Le mode opératoire est simple : l’escroc s’adresse à un interlocuteur au sein de la direction financière de la société en usurpant l’identité d’un dirigeant. Il prétexte ensuite un événement exceptionnel, comme un contrôle fiscal ou une OPA à l’étranger. Dans tous les cas, il demande de virer une forte somme d’argent sur un compte à l’étranger, en insistant sur le caractère urgent de l’opération et sur la nécessité de la discrétion absolue. Si le virement est effectué, les fonds sont aussitôt décaissés.
Il s’agit d’un fléau économique, mais aussi social. Un comptable qui a autorisé un tel virement, et qui a provoqué une perte de plusieurs centaines de milliers d’euros, vit une situation dramatique. Certaines affaires débouchent sur des licenciements, et nous avons même connu des cas extrêmes de suicides.
Lorsqu’il se fait passer pour le dirigeant de la société, l’usurpateur instaure en général un climat de confiance avec son interlocuteur. Il use aussi de flatterie, voire de flagornerie, mais s’il sent que la personne qu’il a en ligne est réticente, il peut devenir plus virulent et proférer des menaces. Il y a un véritable effet de tunnel psychologique. Il faut souligner que les escrocs ont une réelle connaissance des entreprises auxquelles ils s’attaquent.

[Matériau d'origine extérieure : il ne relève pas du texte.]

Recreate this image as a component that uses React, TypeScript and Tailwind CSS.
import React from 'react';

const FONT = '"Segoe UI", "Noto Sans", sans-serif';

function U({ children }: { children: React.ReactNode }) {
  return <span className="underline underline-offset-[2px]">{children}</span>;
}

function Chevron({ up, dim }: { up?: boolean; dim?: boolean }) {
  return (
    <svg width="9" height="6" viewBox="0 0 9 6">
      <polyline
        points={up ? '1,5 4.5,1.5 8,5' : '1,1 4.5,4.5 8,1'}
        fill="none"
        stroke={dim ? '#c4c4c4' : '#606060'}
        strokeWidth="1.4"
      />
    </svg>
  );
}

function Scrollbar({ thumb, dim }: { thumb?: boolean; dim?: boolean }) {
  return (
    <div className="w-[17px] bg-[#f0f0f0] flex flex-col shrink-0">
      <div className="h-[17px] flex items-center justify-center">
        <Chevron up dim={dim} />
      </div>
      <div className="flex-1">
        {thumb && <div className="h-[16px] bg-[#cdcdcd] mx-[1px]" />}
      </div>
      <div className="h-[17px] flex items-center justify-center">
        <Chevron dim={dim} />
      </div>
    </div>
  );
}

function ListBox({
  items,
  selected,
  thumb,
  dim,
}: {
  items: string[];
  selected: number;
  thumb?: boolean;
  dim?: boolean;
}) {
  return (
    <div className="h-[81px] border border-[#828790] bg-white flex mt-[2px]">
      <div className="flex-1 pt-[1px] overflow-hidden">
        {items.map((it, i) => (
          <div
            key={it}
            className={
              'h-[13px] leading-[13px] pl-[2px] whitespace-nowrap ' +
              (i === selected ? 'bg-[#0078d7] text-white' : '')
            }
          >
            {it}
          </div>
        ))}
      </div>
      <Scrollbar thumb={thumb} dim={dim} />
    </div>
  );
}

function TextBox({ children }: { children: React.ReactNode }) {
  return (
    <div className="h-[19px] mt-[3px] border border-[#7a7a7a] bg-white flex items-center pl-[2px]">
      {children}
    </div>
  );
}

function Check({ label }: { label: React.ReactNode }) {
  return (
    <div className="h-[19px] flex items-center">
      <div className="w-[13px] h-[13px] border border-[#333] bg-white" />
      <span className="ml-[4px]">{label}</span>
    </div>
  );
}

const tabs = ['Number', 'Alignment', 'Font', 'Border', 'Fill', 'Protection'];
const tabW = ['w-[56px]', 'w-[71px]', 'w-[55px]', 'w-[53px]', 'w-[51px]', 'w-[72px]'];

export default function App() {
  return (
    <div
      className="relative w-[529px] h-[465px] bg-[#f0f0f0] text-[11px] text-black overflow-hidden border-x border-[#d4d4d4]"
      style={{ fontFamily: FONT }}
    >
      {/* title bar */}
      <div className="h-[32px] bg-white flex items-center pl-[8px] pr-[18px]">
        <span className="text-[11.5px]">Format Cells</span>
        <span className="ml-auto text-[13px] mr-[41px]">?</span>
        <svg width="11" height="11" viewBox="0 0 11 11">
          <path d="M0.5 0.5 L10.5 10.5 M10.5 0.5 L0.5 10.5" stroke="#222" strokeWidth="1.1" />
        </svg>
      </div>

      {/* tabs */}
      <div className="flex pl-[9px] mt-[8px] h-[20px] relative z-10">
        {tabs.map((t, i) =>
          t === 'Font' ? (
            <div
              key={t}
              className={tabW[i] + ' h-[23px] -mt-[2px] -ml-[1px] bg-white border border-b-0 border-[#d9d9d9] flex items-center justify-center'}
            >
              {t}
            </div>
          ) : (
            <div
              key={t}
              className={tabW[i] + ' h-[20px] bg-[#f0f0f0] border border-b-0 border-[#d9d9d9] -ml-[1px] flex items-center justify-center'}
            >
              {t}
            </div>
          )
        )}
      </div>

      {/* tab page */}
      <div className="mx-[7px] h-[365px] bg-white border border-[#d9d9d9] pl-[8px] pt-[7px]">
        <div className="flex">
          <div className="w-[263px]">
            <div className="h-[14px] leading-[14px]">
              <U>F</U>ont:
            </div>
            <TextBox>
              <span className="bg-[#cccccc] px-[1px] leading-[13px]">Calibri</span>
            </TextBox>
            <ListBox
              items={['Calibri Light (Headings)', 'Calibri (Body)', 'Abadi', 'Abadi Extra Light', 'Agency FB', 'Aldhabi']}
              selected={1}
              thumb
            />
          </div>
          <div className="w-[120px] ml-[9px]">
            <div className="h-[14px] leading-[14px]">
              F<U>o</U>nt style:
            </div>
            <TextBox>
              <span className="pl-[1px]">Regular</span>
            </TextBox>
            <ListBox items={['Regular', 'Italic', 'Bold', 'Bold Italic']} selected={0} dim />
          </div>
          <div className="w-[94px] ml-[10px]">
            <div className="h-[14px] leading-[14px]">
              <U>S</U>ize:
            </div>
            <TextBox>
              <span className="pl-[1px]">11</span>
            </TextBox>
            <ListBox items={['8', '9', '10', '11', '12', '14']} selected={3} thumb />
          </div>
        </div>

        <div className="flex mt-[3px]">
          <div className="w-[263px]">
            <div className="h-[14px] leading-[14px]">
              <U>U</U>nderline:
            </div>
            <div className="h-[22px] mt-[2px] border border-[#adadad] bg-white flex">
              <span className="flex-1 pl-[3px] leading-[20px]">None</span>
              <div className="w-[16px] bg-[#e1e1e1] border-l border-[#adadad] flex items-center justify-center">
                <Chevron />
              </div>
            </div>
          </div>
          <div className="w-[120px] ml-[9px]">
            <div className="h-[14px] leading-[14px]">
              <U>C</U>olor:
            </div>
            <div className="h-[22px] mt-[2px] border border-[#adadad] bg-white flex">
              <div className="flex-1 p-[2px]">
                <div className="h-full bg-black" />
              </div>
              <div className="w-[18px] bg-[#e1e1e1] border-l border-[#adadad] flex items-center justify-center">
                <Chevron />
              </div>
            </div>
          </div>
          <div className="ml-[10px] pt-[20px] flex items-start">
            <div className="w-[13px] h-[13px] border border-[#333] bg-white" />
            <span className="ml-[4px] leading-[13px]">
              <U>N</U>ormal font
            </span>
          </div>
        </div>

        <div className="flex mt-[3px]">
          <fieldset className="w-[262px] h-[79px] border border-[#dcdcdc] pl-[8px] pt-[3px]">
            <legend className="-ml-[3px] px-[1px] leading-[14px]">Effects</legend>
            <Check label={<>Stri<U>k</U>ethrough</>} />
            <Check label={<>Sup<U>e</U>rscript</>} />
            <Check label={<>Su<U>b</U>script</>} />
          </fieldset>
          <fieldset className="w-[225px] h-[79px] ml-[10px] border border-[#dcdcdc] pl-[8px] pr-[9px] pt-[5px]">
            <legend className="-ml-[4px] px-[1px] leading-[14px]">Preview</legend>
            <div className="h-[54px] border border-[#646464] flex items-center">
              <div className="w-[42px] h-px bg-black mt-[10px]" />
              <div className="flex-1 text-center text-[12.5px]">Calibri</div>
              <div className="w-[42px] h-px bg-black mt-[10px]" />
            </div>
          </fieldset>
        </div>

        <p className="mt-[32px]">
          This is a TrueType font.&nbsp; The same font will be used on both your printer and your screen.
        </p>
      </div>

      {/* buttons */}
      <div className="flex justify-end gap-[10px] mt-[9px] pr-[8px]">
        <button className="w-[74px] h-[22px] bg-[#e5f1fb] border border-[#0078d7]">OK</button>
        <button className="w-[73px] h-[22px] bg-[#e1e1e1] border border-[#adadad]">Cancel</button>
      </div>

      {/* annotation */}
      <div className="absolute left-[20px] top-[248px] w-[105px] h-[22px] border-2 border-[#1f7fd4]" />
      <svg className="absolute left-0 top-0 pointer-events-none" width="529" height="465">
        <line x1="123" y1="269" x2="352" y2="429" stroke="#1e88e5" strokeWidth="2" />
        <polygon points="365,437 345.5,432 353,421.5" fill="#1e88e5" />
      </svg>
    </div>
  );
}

Ils connaissent le secteur d’activité de la société, sa taille, son organigramme…
Ils captent toutes les sources d’information disponibles en ligne, et n’hésitent pas à contacter différents services par téléphone pour soutirer des renseignements supplémentaires, comme les dates d’absence des dirigeants, le nom des fournisseurs ou les coordonnées d’une nouvelle filiale par exemple. C’est pourquoi il est important de sensibiliser les salariés à ce type de risque.

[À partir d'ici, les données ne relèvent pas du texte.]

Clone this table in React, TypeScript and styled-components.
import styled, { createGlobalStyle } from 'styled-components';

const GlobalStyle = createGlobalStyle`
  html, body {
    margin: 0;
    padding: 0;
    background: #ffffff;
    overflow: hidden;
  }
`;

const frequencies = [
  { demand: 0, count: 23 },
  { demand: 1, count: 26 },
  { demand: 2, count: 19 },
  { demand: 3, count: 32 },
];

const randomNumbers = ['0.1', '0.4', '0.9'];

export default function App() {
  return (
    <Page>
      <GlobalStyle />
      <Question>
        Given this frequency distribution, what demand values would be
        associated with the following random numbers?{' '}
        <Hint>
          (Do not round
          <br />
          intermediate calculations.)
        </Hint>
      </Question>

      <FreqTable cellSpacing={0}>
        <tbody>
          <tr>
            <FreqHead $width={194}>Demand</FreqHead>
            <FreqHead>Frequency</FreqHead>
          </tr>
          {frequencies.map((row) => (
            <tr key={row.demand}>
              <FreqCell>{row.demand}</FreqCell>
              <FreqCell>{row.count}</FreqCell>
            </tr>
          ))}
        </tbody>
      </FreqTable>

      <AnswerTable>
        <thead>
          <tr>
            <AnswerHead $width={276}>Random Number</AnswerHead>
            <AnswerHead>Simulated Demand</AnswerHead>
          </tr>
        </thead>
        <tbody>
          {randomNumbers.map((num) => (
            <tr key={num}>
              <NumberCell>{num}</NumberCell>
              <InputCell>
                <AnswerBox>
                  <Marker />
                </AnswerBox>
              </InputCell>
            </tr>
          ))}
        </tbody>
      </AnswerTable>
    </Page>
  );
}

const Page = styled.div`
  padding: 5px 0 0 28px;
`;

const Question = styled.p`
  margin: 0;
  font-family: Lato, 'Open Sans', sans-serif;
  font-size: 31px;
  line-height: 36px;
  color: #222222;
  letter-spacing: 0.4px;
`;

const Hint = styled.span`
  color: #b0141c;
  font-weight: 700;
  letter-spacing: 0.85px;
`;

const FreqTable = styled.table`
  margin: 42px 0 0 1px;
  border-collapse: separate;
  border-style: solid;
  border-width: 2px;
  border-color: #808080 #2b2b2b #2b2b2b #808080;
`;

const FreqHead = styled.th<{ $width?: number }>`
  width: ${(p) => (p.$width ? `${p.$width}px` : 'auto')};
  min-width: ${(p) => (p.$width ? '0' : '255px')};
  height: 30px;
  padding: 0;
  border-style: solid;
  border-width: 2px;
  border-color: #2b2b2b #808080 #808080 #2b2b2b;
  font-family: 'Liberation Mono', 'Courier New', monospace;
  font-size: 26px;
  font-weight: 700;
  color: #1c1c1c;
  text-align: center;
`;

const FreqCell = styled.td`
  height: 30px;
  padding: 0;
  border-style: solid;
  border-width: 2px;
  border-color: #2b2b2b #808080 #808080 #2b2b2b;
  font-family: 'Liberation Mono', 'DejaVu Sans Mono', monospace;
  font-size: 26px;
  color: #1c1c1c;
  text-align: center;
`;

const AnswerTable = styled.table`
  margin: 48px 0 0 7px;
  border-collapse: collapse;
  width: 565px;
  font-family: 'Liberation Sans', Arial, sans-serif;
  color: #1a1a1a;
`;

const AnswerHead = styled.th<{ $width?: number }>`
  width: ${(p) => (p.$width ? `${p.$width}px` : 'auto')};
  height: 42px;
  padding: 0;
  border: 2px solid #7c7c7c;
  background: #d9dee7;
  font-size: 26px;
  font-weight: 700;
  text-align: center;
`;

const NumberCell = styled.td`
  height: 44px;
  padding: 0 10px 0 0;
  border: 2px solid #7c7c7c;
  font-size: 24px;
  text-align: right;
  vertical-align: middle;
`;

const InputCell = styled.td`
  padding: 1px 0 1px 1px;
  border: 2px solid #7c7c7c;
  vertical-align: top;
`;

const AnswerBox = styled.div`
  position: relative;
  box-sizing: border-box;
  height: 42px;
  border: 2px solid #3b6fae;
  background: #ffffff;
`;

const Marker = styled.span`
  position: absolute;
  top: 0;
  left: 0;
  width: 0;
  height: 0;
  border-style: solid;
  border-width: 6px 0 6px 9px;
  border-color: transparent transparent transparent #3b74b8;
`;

Les escrocs peuvent également utiliser des logiciels espions pour obtenir des données confidentielles, par exemple via le téléchargement d’une pièce-jointe infectée par un malware. Là aussi, il est important d’être particulièrement vigilant. Les fraudeurs font preuve de beaucoup de professionnalisme lorsqu’ils envoient des e-mails. Contrairement aux escroqueries dites « à la nigériane », où l’on trouve souvent des fautes qui peuvent éveiller les soupçons, leur orthographe est généralement irréprochable. Enfin pour convaincre les victimes, ils font intervenir des complices se disant avocat, notaire, ce tiers faisant office de caution morale.

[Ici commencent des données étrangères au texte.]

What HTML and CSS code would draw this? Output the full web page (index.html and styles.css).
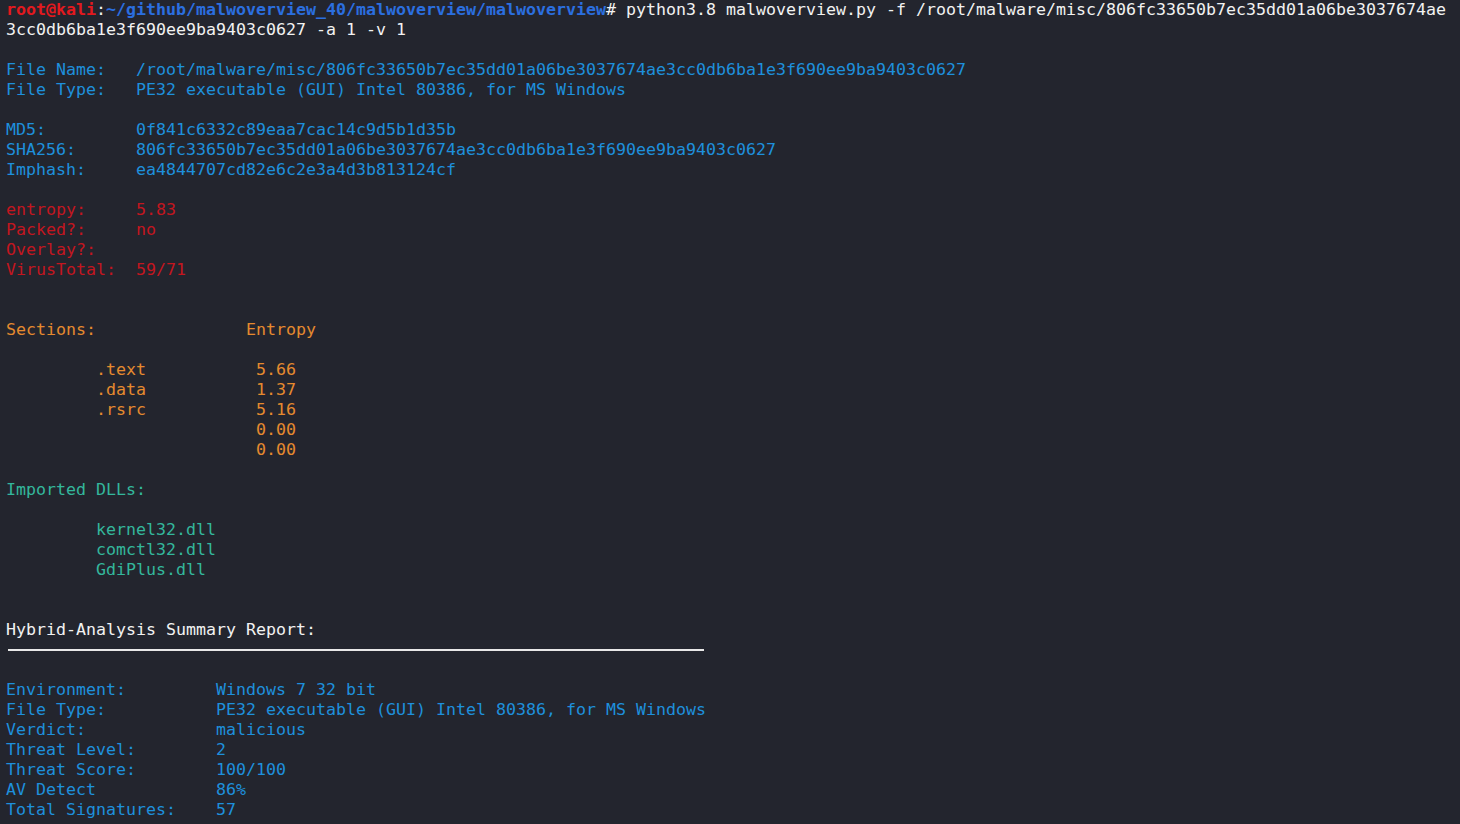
FILE: index.html
```html
<!DOCTYPE html>
<html>
<head>
<meta charset="utf-8">
<link rel="stylesheet" href="styles.css">
</head>
<body>
<div class="term">
<div class="ln"><span class="user">root@kali</span><span class="w">:</span><span class="path">~/github/malwoverview_40/malwoverview/malwoverview</span><span class="w"># python3.8 malwoverview.py -f /root/malware/misc/806fc33650b7ec35dd01a06be3037674ae</span></div>
<div class="ln w">3cc0db6ba1e3f690ee9ba9403c0627 -a 1 -v 1</div>
<div class="ln"></div>
<div class="ln b">File Name:   /root/malware/misc/806fc33650b7ec35dd01a06be3037674ae3cc0db6ba1e3f690ee9ba9403c0627</div>
<div class="ln b">File Type:   PE32 executable (GUI) Intel 80386, for MS Windows</div>
<div class="ln"></div>
<div class="ln b">MD5:         0f841c6332c89eaa7cac14c9d5b1d35b</div>
<div class="ln b">SHA256:      806fc33650b7ec35dd01a06be3037674ae3cc0db6ba1e3f690ee9ba9403c0627</div>
<div class="ln b">Imphash:     ea4844707cd82e6c2e3a4d3b813124cf</div>
<div class="ln"></div>
<div class="ln r">entropy:     5.83</div>
<div class="ln r">Packed?:     no</div>
<div class="ln r">Overlay?:</div>
<div class="ln r">VirusTotal:  59/71</div>
<div class="ln"></div>
<div class="ln"></div>
<div class="ln o">Sections:               Entropy</div>
<div class="ln"></div>
<div class="ln o">         .text           5.66</div>
<div class="ln o">         .data           1.37</div>
<div class="ln o">         .rsrc           5.16</div>
<div class="ln o">                         0.00</div>
<div class="ln o">                         0.00</div>
<div class="ln"></div>
<div class="ln g">Imported DLLs:</div>
<div class="ln"></div>
<div class="ln g">         kernel32.dll</div>
<div class="ln g">         comctl32.dll</div>
<div class="ln g">         GdiPlus.dll</div>
<div class="ln"></div>
<div class="ln"></div>
<div class="ln w">Hybrid-Analysis Summary Report:</div>
<div class="ln rule-row"><div class="rule"></div></div>
<div class="ln"></div>
<div class="ln b">Environment:         Windows 7 32 bit</div>
<div class="ln b">File Type:           PE32 executable (GUI) Intel 80386, for MS Windows</div>
<div class="ln b">Verdict:             malicious</div>
<div class="ln b">Threat Level:        2</div>
<div class="ln b">Threat Score:        100/100</div>
<div class="ln b">AV Detect            86%</div>
<div class="ln b">Total Signatures:    57</div>
</div>
</body>
</html>
```

FILE: styles.css
```css
html, body {
  margin: 0;
  padding: 0;
  background: #23252e;
  overflow: hidden;
}
.term {
  width: 1460px;
  height: 824px;
  padding: 0 0 0 6px;
  box-sizing: border-box;
  font-family: "DejaVu Sans Mono", "Liberation Mono", monospace;
  font-size: 16.61px;
  color: #e6e6e6;
}
.ln {
  height: 20px;
  line-height: 20px;
  white-space: pre;
}
.user {
  color: #e3191e;
  font-weight: bold;
}
.path {
  color: #2b6fe0;
  font-weight: bold;
}
.w { color: #f2f2f2; }
.b { color: #1e90dc; }
.r { color: #c3161f; }
.o { color: #e58a2e; }
.g { color: #33b79c; }
.rule-row {
  display: flex;
  align-items: center;
}
.rule {
  width: 696px;
  margin-left: 2px;
  height: 2px;
  background: #e8e8e8;
}
```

Le phénomène a beaucoup évolué depuis cinq ans avec une multiplication des modi operandi. Outre la fraude au président, nous observons de plus en plus de cas d’escroquerie au changement de RIB. Dans ce cas, la fraude consiste à usurper l’identité d’un bailleur ou d’un fournisseur de la société pour demander le changement de la domiciliation du compte bancaire vers un nouveau RIB à l’étranger. Si le service comptable n’effectue pas de vérification, l’entreprise peut ne s’apercevoir de la supercherie que quelques jours plus tard, après que les fonds aient été virés et décaissés.
Une autre technique concerne l’escroquerie dite au test informatique, qui a proliféré à la suite de la mise en place des virements SEPA. Cette transition a donné lieu à beaucoup de tests au sein des entreprises. Les escrocs ont profité de cette situation pour contacter les services informatiques et tenter d’en prendre le contrôle pour procéder à des transactions indues.
L’évolution de ce phénomène concerne également le profil des sociétés ciblées. Au début des années 2010, la plupart des attaques visait de grands groupes industriels. A cette époque, les comptes bancaires des escrocs étant généralement basés en Chine : ils étaient donc obligés de cibler des multinationales. Mais aujourd’hui, de plus en plus d’escrocs domicilient leurs comptes bancaires en Europe de l’est et un nombre croissant d’attaques touchent les PME. Personne n’est à l’abri.